On this fateful Tuesday the 7th, I biked into town to have lunch with some fellow volunteers. After a huge lunch and a couple hours of hanging out, I began my 10 kilometer uphill battle back to my village. As it turns out, 1 kilometer into my ride I felt a fierce bowel movement coming on. The huge lunch sat heavy in my stomach, and parts of the dirt road I was biking on had bumps-as if a tank rolled through and left its tire tracks embedded into the ground-so the violent jostling of the bumps did not help my situation at all. And for the record, this area has no restaurants or storefronts to stop in to use the toilet. My options were: 1. Ask a random family if I could use their toilet (in swahili, of course). 2. Try to hold it and make it home. 3. Poop in my pants. I considered a fourth option of finding a hiding place in the bush, but there were too many people out and about and there is not much forest cover in general, and my skin is too light to ever be incognito, so I ruled this option out.

I considered my various options as I slowly walked my bike with my butt cheeks clenched tight, then I luckily saw a familiar face. A Kenyan friend of mine was visiting his grandma so I quickly asked if I could use their toilet as politely as possible, still suffering and keeping the relentless bowel movement at bay. Once I got in it was the greatest moment of the day, but that moment was soiled by the realization of my next problem-no toilet paper. As I searched through my bag trying to find an alternative, I found my one, glorious banana. I carefully peeled the banana to get some larger peels (for surface area's sake), and though I wasn't hungry I couldn't dare see a perfect banana go to waste so I reluctantly ate it. The banana peel did a surprisingly good job, and though the wipe felt slimy and foreign, I wouldn't say it was unpleasant (though not preferable).

Okay, so the banana didn't actually save my life, but it saved me from subjecting myself to poor personal hygiene, a bad smell, and an emergency laundry session when I arrived home. The first thing I did when I got home was have a bath, but I can still safely say that in my potty-trained lifespan, I have never pooped without wiping afterward.

Now bananas and I are closer than ever. My respect for their usefulness has skyrocketed, and I have sworn to defend their honor every time they are the brunt of a crude penis joke. They are worth so much more to me now than that.

Monday, September 6, 2010

Funeral Time

I have been to three funerals in my lifetime. The first one was in 2008, and it was my swim coach. The second was earlier this year, my grandmother. The third was two days ago, and it was my supervisor's mother. She was 79 years old.

When first coming to Kenya, I was excited at the prospect of immersing myself in an entirely unknown culture, including the ceremonies and rituals. Funerals and weddings were definitely on the check list.

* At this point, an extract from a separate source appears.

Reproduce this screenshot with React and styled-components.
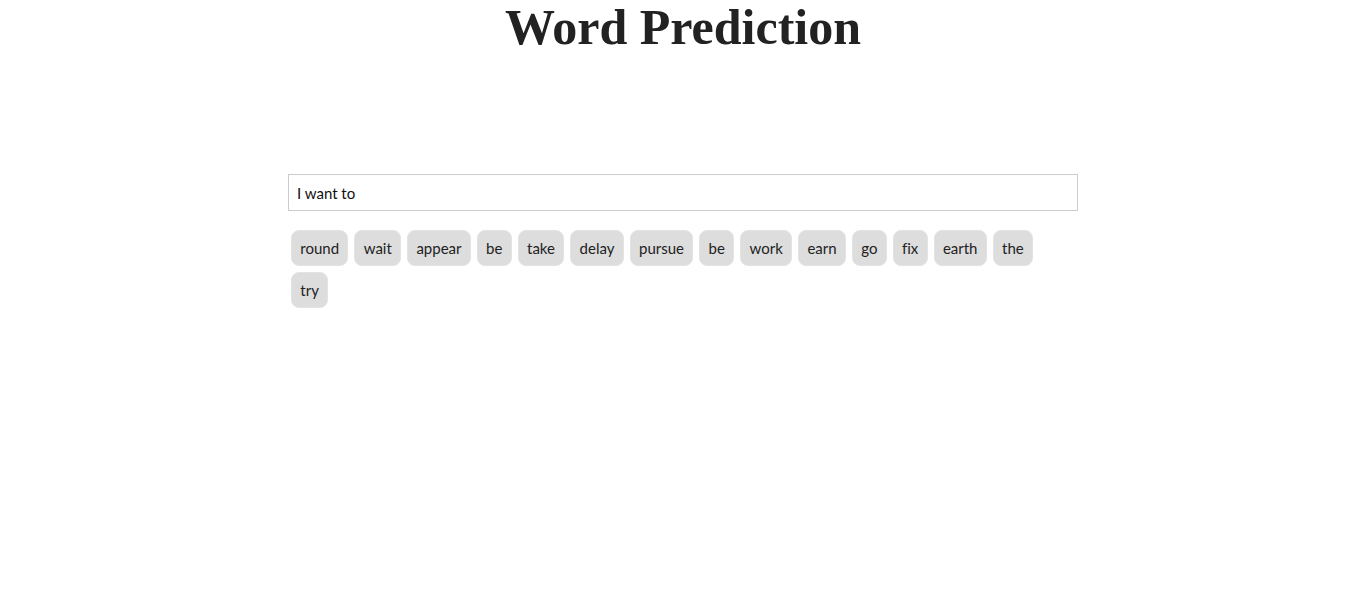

And I have to admit (as selfish as it sounds), I was excited at the prospect of experiencing one so soon.

Her name was Elina, and she passed away on Tuesday of last week. Beginning that day (30th August) until Saturday, 4th September, everything seemed to come to a standstill in the town. Though I could not attend all those days, I definitely got the flavor of a Kenyan funeral. Crowds of people made themselves at home at my supervisors place as the women cooked each meal for the multitudes and the men talked in circles of politics, family life, issues of water, or whatever else they cared to discuss. Each night had some type of swahili worship music piped through a speaker, and some type of segregated dancing. The men danced in their own area while the women occupied an entirely different area.

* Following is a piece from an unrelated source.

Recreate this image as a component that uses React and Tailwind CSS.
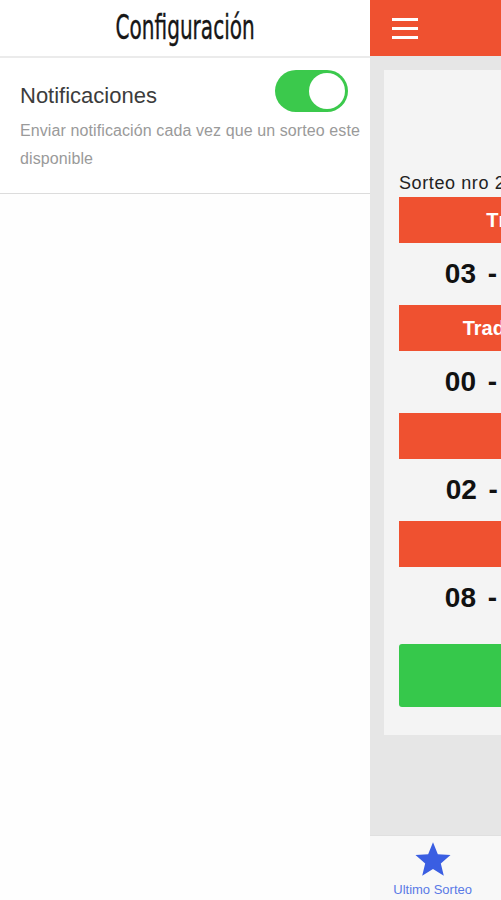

The guests would stay all day, and many would sleep on the ground at night for every night, continuing the festivities when they woke the following morning. The attendance was exceptional. I believe the combination of school break, no work to do in the farms, and the prestige of my supervisor (he is the area's councilor, which is a government official of some type) made for a great turnout.

The structure of the funeral was as follows: Tuesday, Wednesday, and Thursday all were hangout/gathering days. Friday was the church service, and Saturday was the burial ceremony. The Friday service consisted of worship songs, a “short” sermon, and a walk-around the casket. It all lasted about 3 hours. Interestingly enough, just as the service finished it began raining harder than I have ever seen rain come. We were all trapped in the church for a good 20 minutes as the precious drops of water poured out extravagantly on the parched land.

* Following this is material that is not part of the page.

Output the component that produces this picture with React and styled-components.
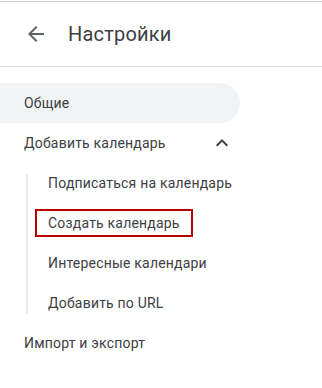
import React from "react";
import styled, { createGlobalStyle } from "styled-components";

const Global = createGlobalStyle`
  html, body { margin: 0; padding: 0; background: #ffffff; }
  body { font-family: Roboto, "Noto Sans", Arial, sans-serif; -webkit-font-smoothing: antialiased; }
`;

const Page = styled.div`
  width: 322px;
  height: 388px;
  box-sizing: border-box;
  margin-top: 1px;
  border-top: 1px solid #cfcfc8;
  background: #fff;
  overflow: hidden;
`;

const Header = styled.header`
  display: flex;
  align-items: center;
  height: 64px;
  border-bottom: 1px solid #dadce0;
  padding-left: 24px;
  box-sizing: border-box;
  height: 65px;
`;

const IconButton = styled.button`
  width: 24px;
  height: 24px;
  padding: 0;
  border: none;
  background: none;
  display: flex;
  align-items: center;
  justify-content: center;
  color: #5f6368;
  margin-right: 20px;
`;

const Title = styled.h1`
  margin: 0;
  font-size: 20px;
  font-weight: 400;
  color: #3c4043;
  letter-spacing: 0.2px;
`;

const Nav = styled.nav`
  display: flex;
  flex-direction: column;
  padding-top: 16px;
`;

const Item = styled.div`
  display: flex;
  align-items: center;
  justify-content: space-between;
  height: 40px;
  width: 240px;
  box-sizing: border-box;
  padding: 0 6px 0 24px;
  font-size: 14px;
  color: #3c4043;
  letter-spacing: 0.2px;
  border-radius: 0 20px 20px 0;
  background: ${(p) => (p.$active ? "#f1f3f4" : "transparent")};
`;

const SubList = styled.div`
  position: relative;
  display: flex;
  flex-direction: column;
  &::before {
    content: "";
    position: absolute;
    left: 26px;
    top: 11px;
    bottom: 9px;
    width: 2px;
    background: #e8eaed;
  }
`;

const SubItem = styled.div`
  display: flex;
  align-items: center;
  height: 40px;
  padding-left: 35px;
`;

const SubLabel = styled.span`
  display: inline-flex;
  align-items: center;
  height: 28px;
  box-sizing: border-box;
  padding: 0 11px;
  font-size: 14px;
  color: #3c4043;
  letter-spacing: 0.2px;
  border: 2px solid ${(p) => (p.$marked ? "#b80000" : "transparent")};
`;

const ArrowBack = () => (
  <svg width="24" height="24" viewBox="0 0 24 24" fill="currentColor">
    <path d="M20 11H7.83l5.59-5.59L12 4l-8 8 8 8 1.41-1.41L7.83 13H20v-2z" />
  </svg>
);

const ExpandLess = () => (
  <svg width="24" height="24" viewBox="0 0 24 24" fill="#3c4043">
    <path d="M12 8l-6 6 1.41 1.41L12 10.83l4.59 4.58L18 14z" />
  </svg>
);

const sub = [
  { label: "Подписаться на календарь" },
  { label: "Создать календарь", marked: true },
  { label: "Интересные календари" },
  { label: "Добавить по URL" },
];

export default function App() {
  return (
    <>
      <Global />
      <Page>
        <Header>
          <IconButton aria-label="Назад">
            <ArrowBack />
          </IconButton>
          <Title>Настройки</Title>
        </Header>
        <Nav>
          <Item $active>Общие</Item>
          <Item>
            Добавить календарь
            <ExpandLess />
          </Item>
          <SubList>
            {sub.map((s) => (
              <SubItem key={s.label}>
                <SubLabel $marked={s.marked}>{s.label}</SubLabel>
              </SubItem>
            ))}
          </SubList>
          <Item>Импорт и экспорт</Item>
        </Nav>
      </Page>
    </>
  );
}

The burial ceremony did not lack any flare. The women pulled out all the stops: beautiful hair, matching ceremonial dresses and some even had make-up on. The men dressed business casual.

The casket was ornately adorned: a thin wooden box with a red velvet outer layer and white velvet crosses on the top and front. Beautiful flower bouquets sat on top of the casket, as well as a large framed picture of the beloved grandma. Women were sobbing and making a huge fuss- no doubt generally saddened by their loss, but seemingly playing up the act as if to show everyone else how much they cared. One old lady even fell to the ground and lay sobbing for a good two minutes, all the while lying on freshly cut, jagged shrubbery and rocks. The men did not cry, and I learned later that it is only appropriate for women to show affection.

During the ceremony, the large, leafless tree nearby chirped wildly as small, yellow-breasted birds made tiny nests in the branches. The downpour from the day before must have signaled to the birds that it was time to lay their eggs. I counted 17 new nests, and many more birds. I keep forgetting it is winter here, and spring is soon to come.

A quick side note: As women passed the casket and saw the face of their friend or mother, they would cry out to God or to her, tearfully screaming words in Kiswahili. This reminded me clearly of my own Grandmother's funeral, when my mother wept bitterly and spoke desperately in Korean to my grandmother at the ceremony. It was all I could do to hold back my own tears from that memory, so as not to appear like I was crying over the current situation- the grandmother I had hardly known.

After the 4 hours of praying, weeping, and picture taking, the burial began. After they placed the casket in a cement-like box, they covered it in wooden planks and again covered it in wet cement. Flowers were placed on the grave marker (which was essentially a huge, casket-like stone that was built on top) and the festivities again continued deep into the night.

The ordeal left me exhausted, and I must admit I was a little bit disappointed that the dancing was not traditional in any way (it actually reminded me of a junior high dance, with the men and women separated). Still, I experienced a great deal of Kenyan culture in these few days. Later that Saturday, A Kenyan man asked me about my impressions of the whole ceremony. I told him that I thought it was beautiful to see so many people attend, and that these people, though they are financially poor, have wealth where it really counts.